Arpège is amazing. We always stay at Hotel Relais Saint Germain and I love their restaurant, Le Comptoir. That’s where we eat most nights.
That’s where we go for lunch. I like to eat pork—pig is really good there. My favorite dish is called tranche de lard. It’s just a thick slab of hot, fatty pig. But then I love Arpège, which is basically a vegetarian restaurant—I don’t like Michelin three-star restaurants. I detest them actually. But Arpège is something apart.



How much time do you spend in your house in Abaco?

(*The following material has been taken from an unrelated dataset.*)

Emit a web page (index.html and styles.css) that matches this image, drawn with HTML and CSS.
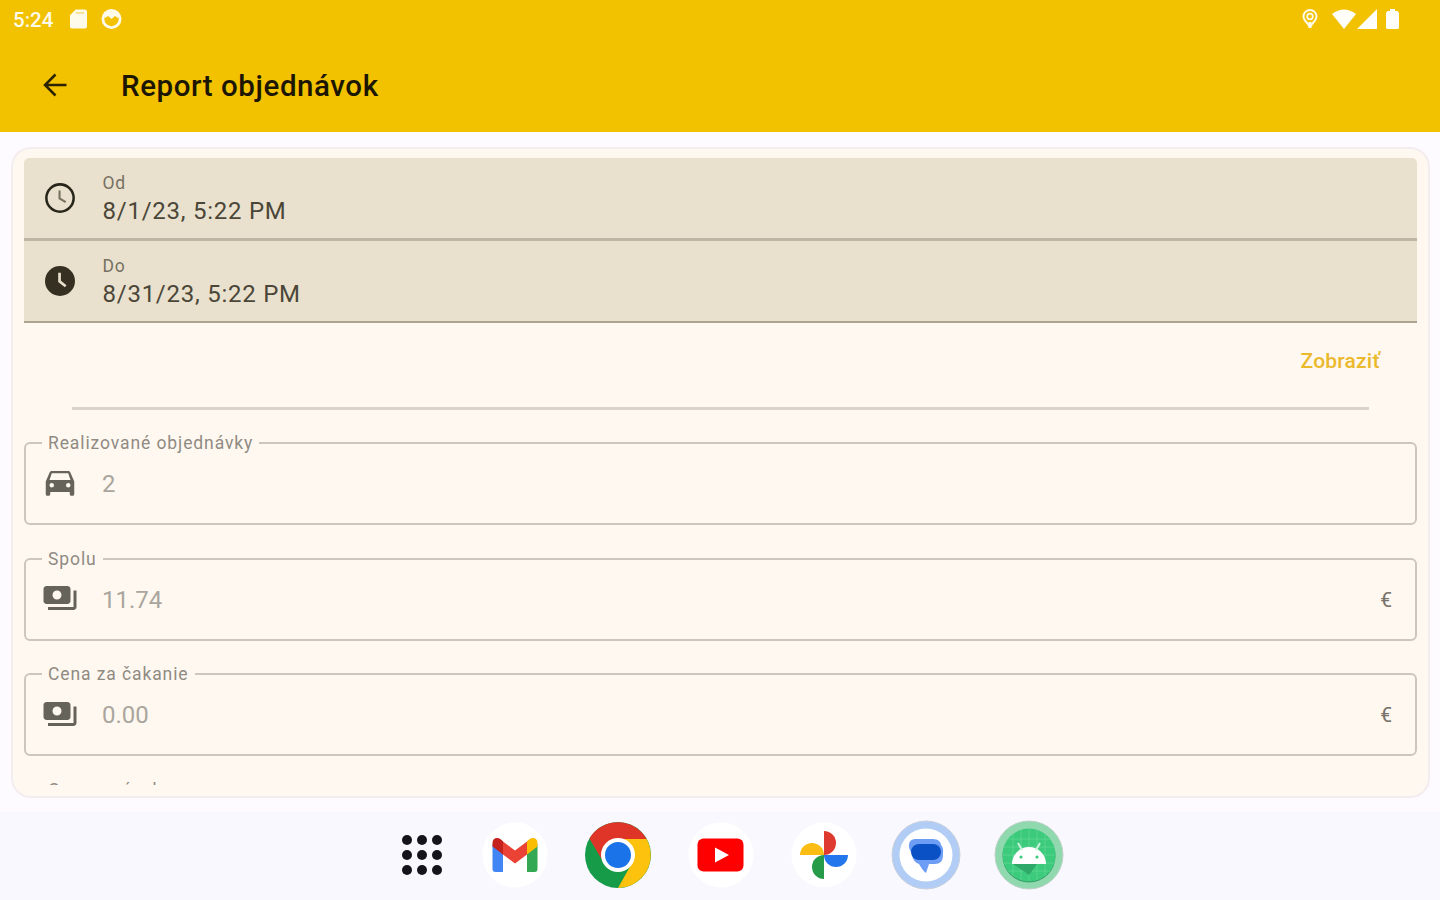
FILE: index.html
```html
<!DOCTYPE html>
<html lang="sk">
<head>
<meta charset="utf-8">
<title>Report objednávok</title>
<link rel="stylesheet" href="styles.css">
</head>
<body>
<div class="screen">
  <header class="header">
    <div class="status">
      <span class="time">5:24</span>
      <svg class="st-sd" width="17" height="20" viewBox="0 0 18 20"><path fill="#fffbea" d="M6 0h10a2 2 0 0 1 2 2v16a2 2 0 0 1-2 2H2a2 2 0 0 1-2-2V6z"/><path d="M6 3.600h9" stroke="#f2d768" stroke-width="1.400"/></svg>
      <svg class="st-face" width="21" height="20" viewBox="0 0 21 20"><circle cx="10.500" cy="10" r="8.600" fill="none" stroke="#fffbea" stroke-width="2.800"/><path fill="#fffbea" d="M3 3h15l-1 6-3-2-3.500 3L7 7 4 9z"/></svg>
      <span class="spacer"></span>
      <svg class="st-pin" width="16" height="20" viewBox="0 0 16 20"><path fill="none" stroke="#fffbea" stroke-width="2" d="M8 18.500C7 14.500 1.500 12 1.500 7.500a6.500 6.500 0 0 1 13 0C14.500 12 9 14.500 8 18.500z"/><circle cx="8" cy="7.500" r="2.800" fill="none" stroke="#fffbea" stroke-width="1.800"/><path d="M8 13v6" stroke="#fffbea" stroke-width="3"/></svg>
      <svg class="st-wifi" width="24" height="20" viewBox="0 0 24 20"><path fill="#fffef8" d="M0 5Q12-4 24 5L12 20z"/></svg>
      <svg class="st-cell" width="20" height="20" viewBox="0 0 20 20"><path fill="#fffef8" d="M20 0v20H0z"/></svg>
      <svg class="st-batt" width="13" height="20" viewBox="0 0 13 20"><path fill="#fffef8" d="M4 0h5v2h2.500L13 4v14.500a1.500 1.500 0 0 1-1.500 1.500h-10A1.500 1.500 0 0 1 0 18.500V4l1.500-2H4z"/></svg>
    </div>
    <div class="appbar">
      <svg width="24" height="24" viewBox="0 0 24 24"><path d="M23.500 12H2M12.500 1.500 2 12l10.500 10.500" fill="none" stroke="#2b2200" stroke-width="2.500"/></svg>
      <h1 class="title">Report objednávok</h1>
    </div>
  </header>

  <main class="content">
    <section class="card">
      <div class="scroll">
        <div class="filled first">
          <svg class="icon" width="36" height="36" viewBox="0 0 24 24"><circle cx="12" cy="12" r="9.100" fill="none" stroke="#28251b" stroke-width="1.700"/><path d="M11.700 7v5.200l4.100 2.500" fill="none" stroke="#77715f" stroke-width="1.400"/></svg>
          <div class="stack"><span class="label">Od</span><span class="value">8/1/23, 5:22 PM</span></div>
        </div>
        <div class="filled">
          <svg class="icon" width="36" height="36" viewBox="0 0 24 24"><circle cx="12" cy="12" r="10" fill="#353021"/><path d="M11.700 6.500v5.700l4.100 3.300" fill="none" stroke="#e8e0cd" stroke-width="1.800"/></svg>
          <div class="stack"><span class="label">Do</span><span class="value">8/31/23, 5:22 PM</span></div>
        </div>
        <div class="actions"><button class="show">Zobraziť</button></div>
        <div class="divider"></div>

        <fieldset class="outlined">
          <legend>Realizované objednávky</legend>
          <div class="row">
            <svg class="icon" width="36" height="36" viewBox="0 0 24 24"><path fill="#66635b" fill-rule="evenodd" d="M18.920 5.010C18.720 4.420 18.160 4 17.500 4h-11c-.66 0-1.210.42-1.420 1.010L2.500 11v8.500c0 .55.450 1 1 1h1c.55 0 1-.45 1-1V18h13v1.500c0 .55.450 1 1 1h1c.55 0 1-.45 1-1V11zM6.500 15a1.500 1.500 0 1 1 0-3 1.500 1.500 0 0 1 0 3zm11 0a1.500 1.500 0 1 1 0-3 1.500 1.500 0 0 1 0 3zM5 10l1.500-4.500h11L19 10z"/></svg>
            <span class="value">2</span>
          </div>
        </fieldset>
        <fieldset class="outlined">
          <legend>Spolu</legend>
          <div class="row">
            <svg class="icon" width="36" height="36" viewBox="0 0 24 24"><path fill="#66635b" fill-rule="evenodd" d="M19 14V6c0-1.100-.9-2-2-2H3c-1.100 0-2 .9-2 2v8c0 1.100.9 2 2 2h14c1.100 0 2-.9 2-2zm-9-1a3 3 0 1 1 0-6 3 3 0 0 1 0 6zm13-6v11c0 1.100-.9 2-2 2H4v-2h17V7z"/></svg>
            <span class="value">11.74</span><span class="euro">€</span>
          </div>
        </fieldset>
        <fieldset class="outlined">
          <legend>Cena za čakanie</legend>
          <div class="row">
            <svg class="icon" width="36" height="36" viewBox="0 0 24 24"><path fill="#66635b" fill-rule="evenodd" d="M19 14V6c0-1.100-.9-2-2-2H3c-1.100 0-2 .9-2 2v8c0 1.100.9 2 2 2h14c1.100 0 2-.9 2-2zm-9-1a3 3 0 1 1 0-6 3 3 0 0 1 0 6zm13-6v11c0 1.100-.9 2-2 2H4v-2h17V7z"/></svg>
            <span class="value">0.00</span><span class="euro">€</span>
          </div>
        </fieldset>
        <fieldset class="outlined">
          <legend>Cena za úsek</legend>
          <div class="row"></div>
        </fieldset>
      </div>
    </section>
  </main>

  <nav class="dock">
    <svg class="apps" width="40" height="72" viewBox="14 0 40 72"><g fill="#15141b"><circle cx="19" cy="21" r="5"/><circle cx="34" cy="21" r="5"/><circle cx="49" cy="21" r="5"/><circle cx="19" cy="36" r="5"/><circle cx="34" cy="36" r="5"/><circle cx="49" cy="36" r="5"/><circle cx="19" cy="51" r="5"/><circle cx="34" cy="51" r="5"/><circle cx="49" cy="51" r="5"/></g></svg>
    <svg width="68" height="72" viewBox="0 0 68 72"><circle cx="34" cy="36" r="32.500" fill="#fff"/><path fill="#4285f4" d="M11.500 25 22 33v20h-7.500a3 3 0 0 1-3-3z"/><path fill="#34a853" d="M56.500 25 46 33v20h7.500a3 3 0 0 0 3-3z"/><path fill="#ea4335" d="m20 21 14 10.500L48 21v13L34 44.500 20 34z"/><path fill="#c5221f" d="M11.500 24c0-5 5-6.500 9-3l1.500 1.500v13l-10.500-8z"/><path fill="#fbbc04" d="M56.500 24c0-5-5-6.500-9-3L46 22.500v13l10.500-8z"/></svg>
    <svg width="68" height="72" viewBox="0 0 68 72"><circle cx="34" cy="36" r="33" fill="#169b49"/><path fill="#fcc20d" d="M34 20h28.600A33 33 0 0 1 34 69l14-25z"/><path fill="#df3529" d="M5.400 19.500A33 33 0 0 1 62.600 20H34L20.500 45z"/><circle cx="34" cy="36" r="17" fill="#fff"/><circle cx="34" cy="36" r="13" fill="#1a73e8"/></svg>
    <svg width="68" height="72" viewBox="0 0 68 72"><circle cx="34" cy="36" r="32.500" fill="#fff"/><rect x="10.500" y="19.500" width="46" height="33" rx="6" fill="#f00"/><path fill="#fff" d="m28 28.500 14 7.500-14 7.500z"/></svg>
    <svg width="68" height="72" viewBox="0 0 68 72"><circle cx="34" cy="36" r="32.500" fill="#fff"/><path fill="#df3a30" d="M34 12a12 12 0 0 1 0 24z"/><path fill="#fbbc14" d="M10 36a12 12 0 0 1 24 0z"/><path fill="#269c4a" d="M34 36v24a12 12 0 0 1 0-24z"/><path fill="#2476ed" d="M34 36h24a12 12 0 0 1-24 0z"/></svg>
    <svg width="68" height="72" viewBox="0 0 68 72"><circle cx="34" cy="36" r="34" fill="#b1cdf5" stroke="#c8d0dc" stroke-width="1"/><circle cx="34" cy="36" r="26.500" fill="#fff"/><path fill="#6e9df5" d="M23 20h18c5 0 8 3 8 6 3 3 2 7 2 10 0 6-3 9-8 9h-6l-3 9c-3-2-5-6-7-9-5-2-7-6-7-11-5-5-4-14 3-14z"/><rect x="19" y="25" width="30" height="16" rx="8" fill="#0a51c5"/></svg>
    <svg width="68" height="72" viewBox="0 0 68 72"><circle cx="34" cy="36" r="34" fill="#90d9ae" stroke="#bdd1c5" stroke-width="1"/><circle cx="34" cy="37" r="26.500" fill="#389c68"/><circle cx="34" cy="36" r="26.500" fill="#3ccb7c"/><path d="M18 15v42M26 11v50M34 10v52M42 11v50M50 15v42M13 20h42M9 28h50M8 36h52M9 44h50M13 52h42" stroke="#62d898" stroke-width=".7"/><path fill="#2fa968" d="M18 45h24L34 56z"/><path fill="#fff" d="M17 45a17 17 0 0 1 34 0z"/><path d="m23 24 4 7m18-7-4 7" stroke="#c9f2da" stroke-width="2"/><circle cx="26" cy="38" r="1.600" fill="#3ccb7c"/><circle cx="42" cy="38" r="1.600" fill="#3ccb7c"/></svg>
  </nav>
</div>
</body>
</html>
```
FILE: styles.css
```css
* { box-sizing: border-box; }
body { margin: 0; font-family: Roboto, "Liberation Sans", sans-serif; background: #fdfbff; }
.screen { width: 1440px; height: 900px; display: flex; flex-direction: column; overflow: hidden; }
svg { display: block; flex: none; }

.header { height: 132px; background: #f2c100; flex: none; }
.status { height: 38px; display: flex; align-items: center; padding: 0 41px 0 13px; }
.time { color: #fffbea; font-size: 20.500px; font-weight: 500; width: 57px; line-height: 24px; padding-top: 1px; }
.st-face { margin-left: 14px; }
.spacer { flex: 1; }
.st-wifi { margin-left: 14px; }
.st-cell { margin-left: 1px; }
.st-batt { margin-left: 9px; }
.appbar { height: 94px; display: flex; align-items: center; padding: 0 43px; gap: 54px; }
.title { margin: 2px 0 0; font-size: 29.500px; font-weight: 500; letter-spacing: .58px; color: #1c1600; line-height: 36px; }

.content { height: 680px; flex: none; padding: 15px 10px 14px 11px; }
.card { height: 651px; background: #fff8f0; border: 2px solid #f3edef; border-radius: 20px; padding: 9px 11px 0; }
.scroll { height: 627px; overflow: hidden; }

.filled { height: 82px; background: #e9e1ce; border-bottom: 2px solid #a9a390; display: flex; align-items: center; padding: 0 18px; gap: 25px; }
.filled.first { height: 83px; border-radius: 5px 5px 0 0; border-bottom: 3px solid #bdb6a4; }
.filled .icon { margin-left: -.500px; }
.stack { display: flex; flex-direction: column; padding-top: 2px; }
.label { font-size: 17.500px; line-height: 24px; letter-spacing: .8px; color: #777162; }
.filled .value { font-size: 24px; line-height: 32px; letter-spacing: .75px; color: #4b4638; }

.actions { height: 84px; display: flex; justify-content: flex-end; padding: 20px 37px 0 0; }
.show { height: 36px; border: 0; padding: 0; background: none; font: 500 21px/36px Roboto, sans-serif; letter-spacing: .2px; color: #ebb92c; }
.divider { height: 3px; margin: 0 48px 23px; background: #d8d3cb; }

.outlined { height: 92px; margin: 0 0 23.500px; border: 2px solid #cbc7bf; border-radius: 6px; padding: 0 23px 0 16px; min-width: 0; }
.outlined legend { margin: 0; padding: 0 6px; height: 20px; font-size: 17.500px; line-height: 20px; letter-spacing: .9px; color: #8f8b83; }
.row { height: 62px; display: flex; align-items: center; gap: 24px; }
.outlined .icon { margin-top: -3px; }
.outlined .value { flex: 1; font-size: 24px; letter-spacing: 0; color: #aaa69e; }
.euro { font-size: 21px; color: #77736b; }

.dock { height: 88px; flex: none; background: #faf8ff; display: flex; align-items: center; gap: 34.700px; padding: 0 0 2px 401.500px; }
.dock svg { overflow: visible; }
.apps { margin-right: 5.300px; }
```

The house is in my book and it’s relatively new. I built that house from scratch and I was able to build a house on the water, right on the beach, which I would never have been able to afford in Harbor Island [where he previously owned a house]. I used my architecture training to design that house and I designed it to withstand a hurricane. It’s kind of remote though. But now that the storm [Hurricane Dorian] has happened, the town has gone. The people have gone to Florida and they’re not coming back. All the Haitians who lived there are probably dead—they didn’t even count them in the disaster.
What can you do about this?
There’s a certain amount of guilt I feel for not going there or trying to help. I was sending money to the fund and a friend of mine who wants to be the ambassador of the Bahamas went down there. Sadly, he told me that in many cases you don’t where it’s going. But the Times has sort of an approved list of relief organizations working in the Bahamas.

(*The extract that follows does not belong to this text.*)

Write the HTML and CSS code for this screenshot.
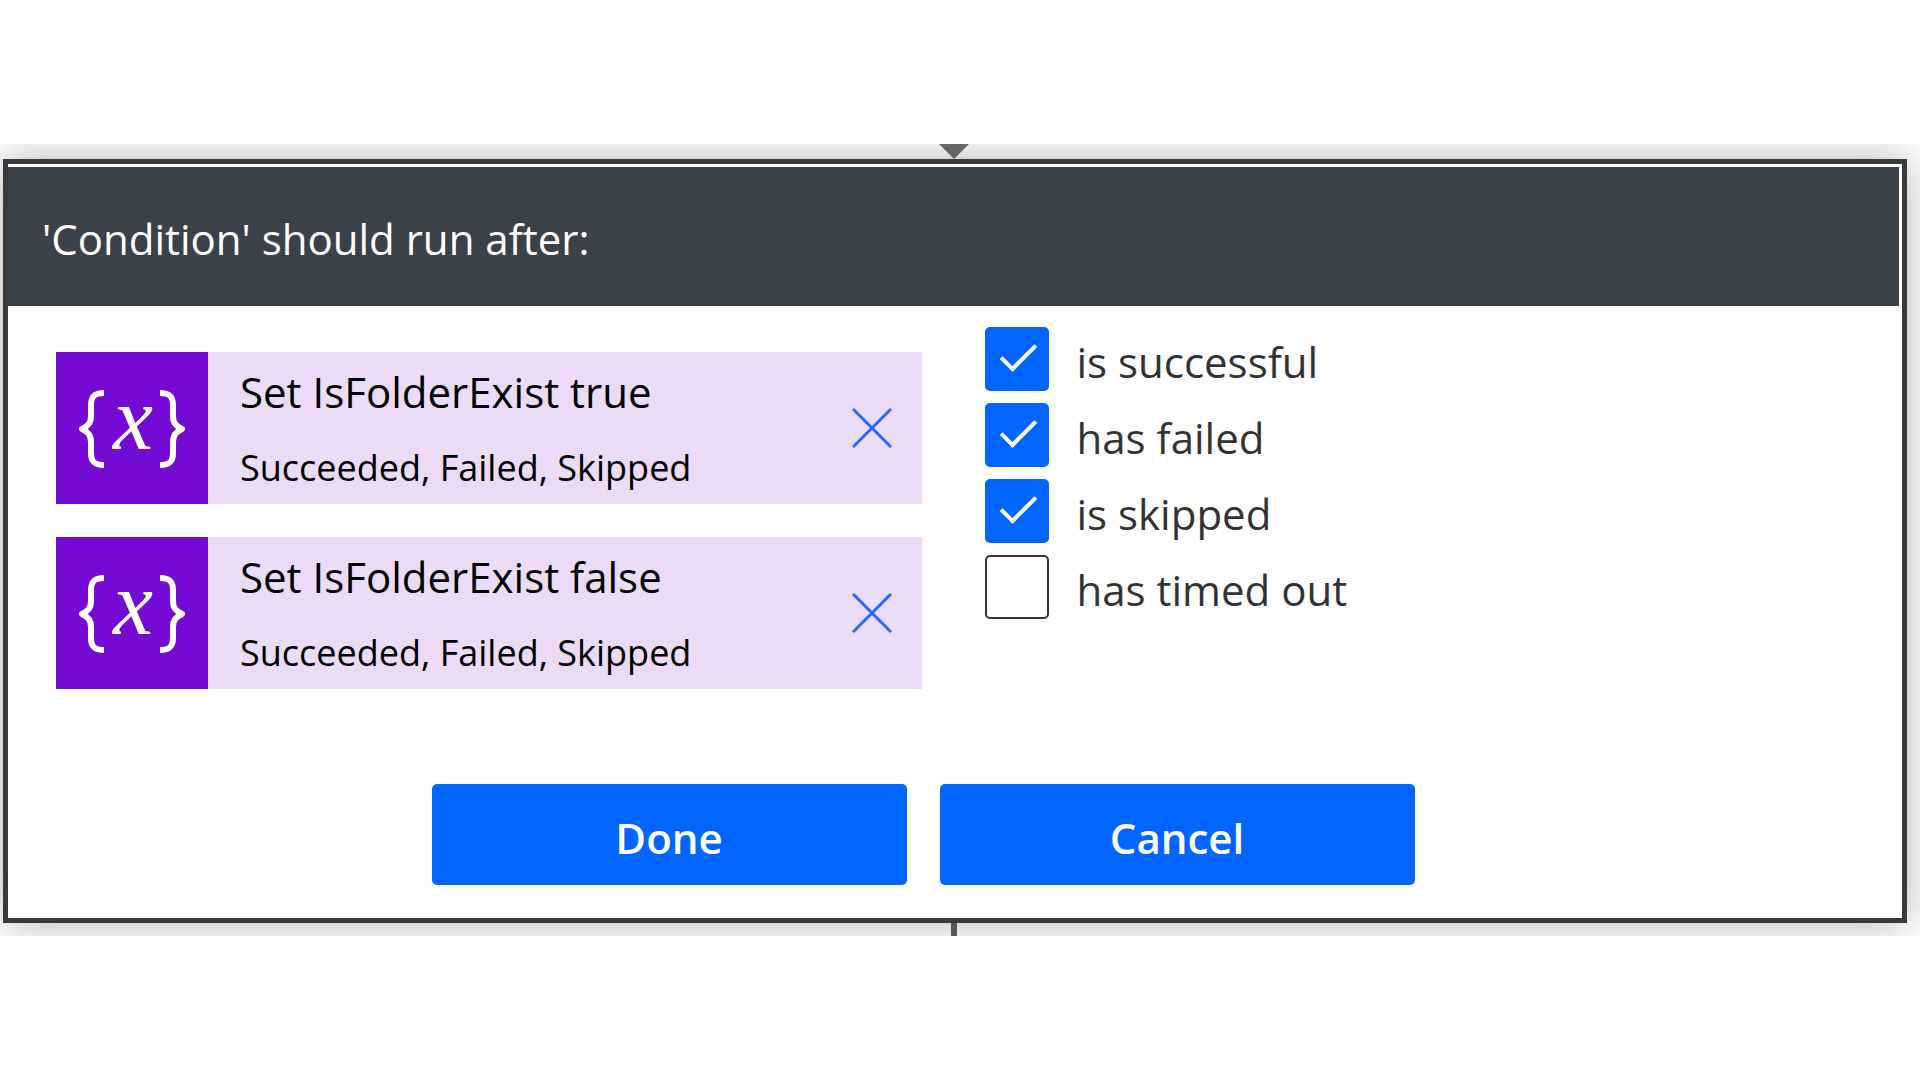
FILE: index.html
```html
<!DOCTYPE html>
<html lang="en">
<head>
    <meta charset="UTF-8">
    <meta name="viewport" content="width=device-width, initial-scale=1.0">
    <title>Configure run after</title>
    <link rel="stylesheet" href="styles.css">
</head>
<body>

<main class="canvas">
    <span class="arrow"></span>
    <span class="connector"></span>

    <form class="dialog">
        <h1 class="dialog-title">'Condition' should run after:</h1>

        <div class="dialog-body">
            <div class="action-list">
                <div class="action">
                    <svg class="action-icon" viewBox="0 0 152 152" aria-hidden="true">
                        <path d="M48 41C38 41 35 45 35 53V64C35 71 32 74 26 77C32 80 35 83 35 90V101C35 109 38 113 48 113"/>
                        <path d="M104 41C114 41 117 45 117 53V64C117 71 120 74 126 77C120 80 117 83 117 90V101C117 109 114 113 104 113"/>
                        <text x="77" y="97" text-anchor="middle">x</text>
                    </svg>
                    <div class="action-text">
                        <div class="action-name">Set IsFolderExist true</div>
                        <div class="action-status">Succeeded, Failed, Skipped</div>
                    </div>
                    <button type="button" class="remove-btn" aria-label="Remove">
                        <svg class="remove-icon" viewBox="0 0 40 40">
                            <path d="M1 1L39 39M39 1L1 39"/>
                        </svg>
                    </button>
                </div>
                <div class="action">
                    <svg class="action-icon" viewBox="0 0 152 152" aria-hidden="true">
                        <path d="M48 41C38 41 35 45 35 53V64C35 71 32 74 26 77C32 80 35 83 35 90V101C35 109 38 113 48 113"/>
                        <path d="M104 41C114 41 117 45 117 53V64C117 71 120 74 126 77C120 80 117 83 117 90V101C117 109 114 113 104 113"/>
                        <text x="77" y="97" text-anchor="middle">x</text>
                    </svg>
                    <div class="action-text">
                        <div class="action-name">Set IsFolderExist false</div>
                        <div class="action-status">Succeeded, Failed, Skipped</div>
                    </div>
                    <button type="button" class="remove-btn" aria-label="Remove">
                        <svg class="remove-icon" viewBox="0 0 40 40">
                            <path d="M1 1L39 39M39 1L1 39"/>
                        </svg>
                    </button>
                </div>
            </div>

            <div class="options">
                <div class="option">
                    <input type="checkbox" id="successful" checked>
                    <label for="successful">is successful</label>
                </div>
                <div class="option">
                    <input type="checkbox" id="failed" checked>
                    <label for="failed">has failed</label>
                </div>
                <div class="option">
                    <input type="checkbox" id="skipped" checked>
                    <label for="skipped">is skipped</label>
                </div>
                <div class="option">
                    <input type="checkbox" id="timed-out">
                    <label for="timed-out">has timed out</label>
                </div>
            </div>
        </div>

        <div class="dialog-buttons">
            <button type="button" class="btn">Done</button>
            <button type="button" class="btn">Cancel</button>
        </div>
    </form>
</main>

</body>
</html>
```
FILE: styles.css
```css
* {
    box-sizing: border-box;
}
body {
    font-family: "Open Sans", "Noto Sans", sans-serif;
    font-size: 42px;
    background-color: #fff;
    margin: 0;
    padding-top: 144px;
}
.canvas {
    position: relative;
    overflow: hidden;
    padding: 15px 13px 13px 3px;
}
.dialog {
    background-color: #fff;
    border: 5px solid #3a3a3a;
    box-shadow: 0 0 40px rgba(0, 0, 0, 0.3);
}
/* ends of the flow line above and below the dialog */
.arrow, .connector {
    position: absolute;
    z-index: 1;
    left: calc(50% - 6px);
    transform: translateX(-50%);
}
.arrow {
    top: 0;
    border: 15px solid transparent;
    border-top-color: #666;
    border-bottom: none;
}
.connector {
    bottom: 0;
    width: 6px;
    height: 13px;
    background-color: #555;
}
.dialog-title {
    margin: 3px 3px 0 0;
    padding: 39px 34px 35px;
    background-color: #3b4149;
    color: #fff;
    font-size: 42px;
    font-weight: 400;
    line-height: 65px;
}
.dialog-body {
    display: grid;
    grid-template-columns: 1fr 1fr;
    gap: 63px;
    padding: 21px 52px 0 48px;
}
.action-list {
    display: flex;
    flex-direction: column;
    gap: 33px;
    padding-top: 25px;
}
.action {
    display: flex;
    align-items: center;
    background-color: #ebdbf7;
    color: #000;
}
.action-icon {
    flex: none;
    width: 152px;
    height: 152px;
    background-color: #750bd3;
}
.action-icon path {
    fill: none;
    stroke: #fff;
    stroke-width: 6px;
    stroke-linejoin: round;
}
.action-icon text {
    font-family: "Liberation Serif", serif;
    font-style: italic;
    font-size: 90px;
    fill: #fff;
}
.action-text {
    flex: 1;
    padding-left: 32px;
    white-space: nowrap;
}
.action-name {
    line-height: 80px;
}
.action-status {
    font-size: 36px;
    line-height: 72px;
}
.remove-btn {
    display: flex;
    padding: 0 30px;
    border: none;
    background: none;
    cursor: pointer;
}
.remove-icon {
    width: 40px;
    height: 40px;
    stroke: #2b68ff;
    stroke-width: 3px;
}
.options {
    display: flex;
    flex-direction: column;
    gap: 12px;
}
.option {
    display: flex;
    align-items: center;
    gap: 28px;
    color: #333;
}
.option label {
    padding-top: 5px;
    line-height: 58px;
}
.option input {
    appearance: none;
    display: grid;
    place-items: center;
    width: 64px;
    height: 64px;
    margin: 0;
    border: 2px solid #333;
    border-radius: 5px;
    background-color: #fff;
}
.option input:checked {
    padding: 0 0 12px 3px;
    border-color: #0066ff;
    background-color: #0066ff;
}
.option input:checked::before {
    content: "";
    box-sizing: border-box;
    width: 35px;
    height: 18px;
    border-left: 4px solid #fff;
    border-bottom: 4px solid #fff;
    transform: rotate(-45deg);
}
.dialog-buttons {
    display: flex;
    justify-content: center;
    gap: 33px;
    padding: 95px 64px 33px 0;
}
.btn {
    flex: 0 1 475px;
    padding: 21px 16px 15px;
    border: none;
    border-radius: 5px;
    background-color: #0066ff;
    color: #fff;
    font-family: inherit;
    font-size: 42px;
    font-weight: 600;
    line-height: 65px;
    cursor: pointer;
}
.btn:hover {
    background-color: #0058db;
}
```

And your life in New York? Do you still love it? We have to admit that we’re getting a bit fed up with it! This endless construction for one thing. And you go into the park and you feel like you’re going to be killed by all these city bikes.
Yeah, totally. Everybody that I know who is in New York is really just here so that they can get out of New York on Thursday night. I do. I go to our family house in East Hampton. My mother still lives there—it’s her house really.
Did you grow up in that house?
I did. 65 summers in the same bed and the same room. My room is not on the ocean side of the house and I look out over the driveway and all I can see is green for miles.